▼

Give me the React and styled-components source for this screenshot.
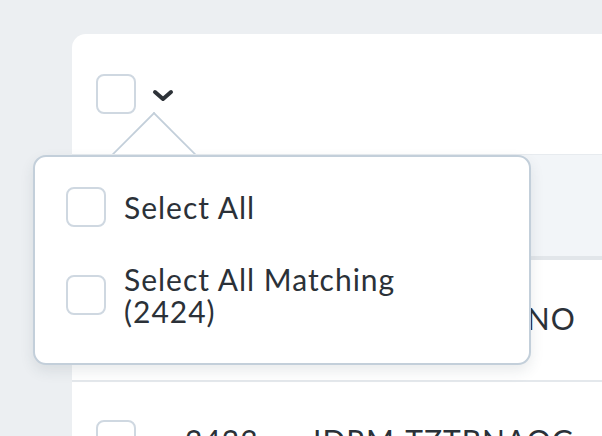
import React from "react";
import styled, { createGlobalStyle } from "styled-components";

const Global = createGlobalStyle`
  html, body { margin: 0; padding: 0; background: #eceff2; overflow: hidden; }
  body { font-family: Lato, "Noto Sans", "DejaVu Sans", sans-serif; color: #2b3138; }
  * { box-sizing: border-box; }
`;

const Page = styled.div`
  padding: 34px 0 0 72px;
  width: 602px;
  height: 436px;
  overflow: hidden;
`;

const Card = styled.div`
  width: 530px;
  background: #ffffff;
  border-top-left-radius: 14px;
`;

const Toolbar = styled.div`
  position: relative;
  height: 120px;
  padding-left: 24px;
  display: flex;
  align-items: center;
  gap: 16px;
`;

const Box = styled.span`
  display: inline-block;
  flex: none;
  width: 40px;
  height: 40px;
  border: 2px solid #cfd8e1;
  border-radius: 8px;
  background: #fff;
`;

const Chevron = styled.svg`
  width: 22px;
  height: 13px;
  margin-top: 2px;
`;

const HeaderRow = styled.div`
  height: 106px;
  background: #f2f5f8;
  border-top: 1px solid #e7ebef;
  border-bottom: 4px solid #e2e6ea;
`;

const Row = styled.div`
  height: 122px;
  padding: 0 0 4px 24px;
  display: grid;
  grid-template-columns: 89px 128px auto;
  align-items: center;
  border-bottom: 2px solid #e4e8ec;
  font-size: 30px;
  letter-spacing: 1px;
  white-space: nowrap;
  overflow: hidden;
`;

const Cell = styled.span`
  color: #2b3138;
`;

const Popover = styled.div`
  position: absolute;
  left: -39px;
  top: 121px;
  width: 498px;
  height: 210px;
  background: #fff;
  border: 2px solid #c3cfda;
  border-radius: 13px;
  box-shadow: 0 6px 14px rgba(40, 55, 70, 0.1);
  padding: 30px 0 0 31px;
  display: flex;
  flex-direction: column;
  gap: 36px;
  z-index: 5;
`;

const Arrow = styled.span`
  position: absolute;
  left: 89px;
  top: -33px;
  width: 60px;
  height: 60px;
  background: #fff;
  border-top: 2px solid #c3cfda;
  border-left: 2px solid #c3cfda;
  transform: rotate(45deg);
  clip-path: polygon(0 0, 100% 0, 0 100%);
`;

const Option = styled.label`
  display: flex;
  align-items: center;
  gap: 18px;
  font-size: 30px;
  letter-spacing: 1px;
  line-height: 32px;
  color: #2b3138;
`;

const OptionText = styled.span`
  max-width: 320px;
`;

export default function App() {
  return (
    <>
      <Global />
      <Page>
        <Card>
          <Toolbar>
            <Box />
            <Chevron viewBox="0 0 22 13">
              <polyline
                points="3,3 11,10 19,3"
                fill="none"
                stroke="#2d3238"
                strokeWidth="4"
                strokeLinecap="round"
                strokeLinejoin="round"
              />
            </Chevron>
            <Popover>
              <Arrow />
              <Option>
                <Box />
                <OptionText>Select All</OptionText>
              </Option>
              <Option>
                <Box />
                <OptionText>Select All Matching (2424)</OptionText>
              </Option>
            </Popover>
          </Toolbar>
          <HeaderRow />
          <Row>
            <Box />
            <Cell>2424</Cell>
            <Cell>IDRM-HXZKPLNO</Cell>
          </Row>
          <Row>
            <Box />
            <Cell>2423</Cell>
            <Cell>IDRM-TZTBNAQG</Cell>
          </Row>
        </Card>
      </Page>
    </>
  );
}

▲

**What is needed**
Print the complete listing exactly, apart from any pictures.

**Output for this exercise**
Give me the React and styled-components source for this screenshot.
import React from "react";
import styled, { createGlobalStyle } from "styled-components";

const Global = createGlobalStyle`
  html, body { margin: 0; padding: 0; background: #eceff2; overflow: hidden; }
  body { font-family: Lato, "Noto Sans", "DejaVu Sans", sans-serif; color: #2b3138; }
  * { box-sizing: border-box; }
`;

const Page = styled.div`
  padding: 34px 0 0 72px;
  width: 602px;
  height: 436px;
  overflow: hidden;
`;

const Card = styled.div`
  width: 530px;
  background: #ffffff;
  border-top-left-radius: 14px;
`;

const Toolbar = styled.div`
  position: relative;
  height: 120px;
  padding-left: 24px;
  display: flex;
  align-items: center;
  gap: 16px;
`;

const Box = styled.span`
  display: inline-block;
  flex: none;
  width: 40px;
  height: 40px;
  border: 2px solid #cfd8e1;
  border-radius: 8px;
  background: #fff;
`;

const Chevron = styled.svg`
  width: 22px;
  height: 13px;
  margin-top: 2px;
`;

const HeaderRow = styled.div`
  height: 106px;
  background: #f2f5f8;
  border-top: 1px solid #e7ebef;
  border-bottom: 4px solid #e2e6ea;
`;

const Row = styled.div`
  height: 122px;
  padding: 0 0 4px 24px;
  display: grid;
  grid-template-columns: 89px 128px auto;
  align-items: center;
  border-bottom: 2px solid #e4e8ec;
  font-size: 30px;
  letter-spacing: 1px;
  white-space: nowrap;
  overflow: hidden;
`;

const Cell = styled.span`
  color: #2b3138;
`;

const Popover = styled.div`
  position: absolute;
  left: -39px;
  top: 121px;
  width: 498px;
  height: 210px;
  background: #fff;
  border: 2px solid #c3cfda;
  border-radius: 13px;
  box-shadow: 0 6px 14px rgba(40, 55, 70, 0.1);
  padding: 30px 0 0 31px;
  display: flex;
  flex-direction: column;
  gap: 36px;
  z-index: 5;
`;

const Arrow = styled.span`
  position: absolute;
  left: 89px;
  top: -33px;
  width: 60px;
  height: 60px;
  background: #fff;
  border-top: 2px solid #c3cfda;
  border-left: 2px solid #c3cfda;
  transform: rotate(45deg);
  clip-path: polygon(0 0, 100% 0, 0 100%);
`;

const Option = styled.label`
  display: flex;
  align-items: center;
  gap: 18px;
  font-size: 30px;
  letter-spacing: 1px;
  line-height: 32px;
  color: #2b3138;
`;

const OptionText = styled.span`
  max-width: 320px;
`;

export default function App() {
  return (
    <>
      <Global />
      <Page>
        <Card>
          <Toolbar>
            <Box />
            <Chevron viewBox="0 0 22 13">
              <polyline
                points="3,3 11,10 19,3"
                fill="none"
                stroke="#2d3238"
                strokeWidth="4"
                strokeLinecap="round"
                strokeLinejoin="round"
              />
            </Chevron>
            <Popover>
              <Arrow />
              <Option>
                <Box />
                <OptionText>Select All</OptionText>
              </Option>
              <Option>
                <Box />
                <OptionText>Select All Matching (2424)</OptionText>
              </Option>
            </Popover>
          </Toolbar>
          <HeaderRow />
          <Row>
            <Box />
            <Cell>2424</Cell>
            <Cell>IDRM-HXZKPLNO</Cell>
          </Row>
          <Row>
            <Box />
            <Cell>2423</Cell>
            <Cell>IDRM-TZTBNAQG</Cell>
          </Row>
        </Card>
      </Page>
    </>
  );
}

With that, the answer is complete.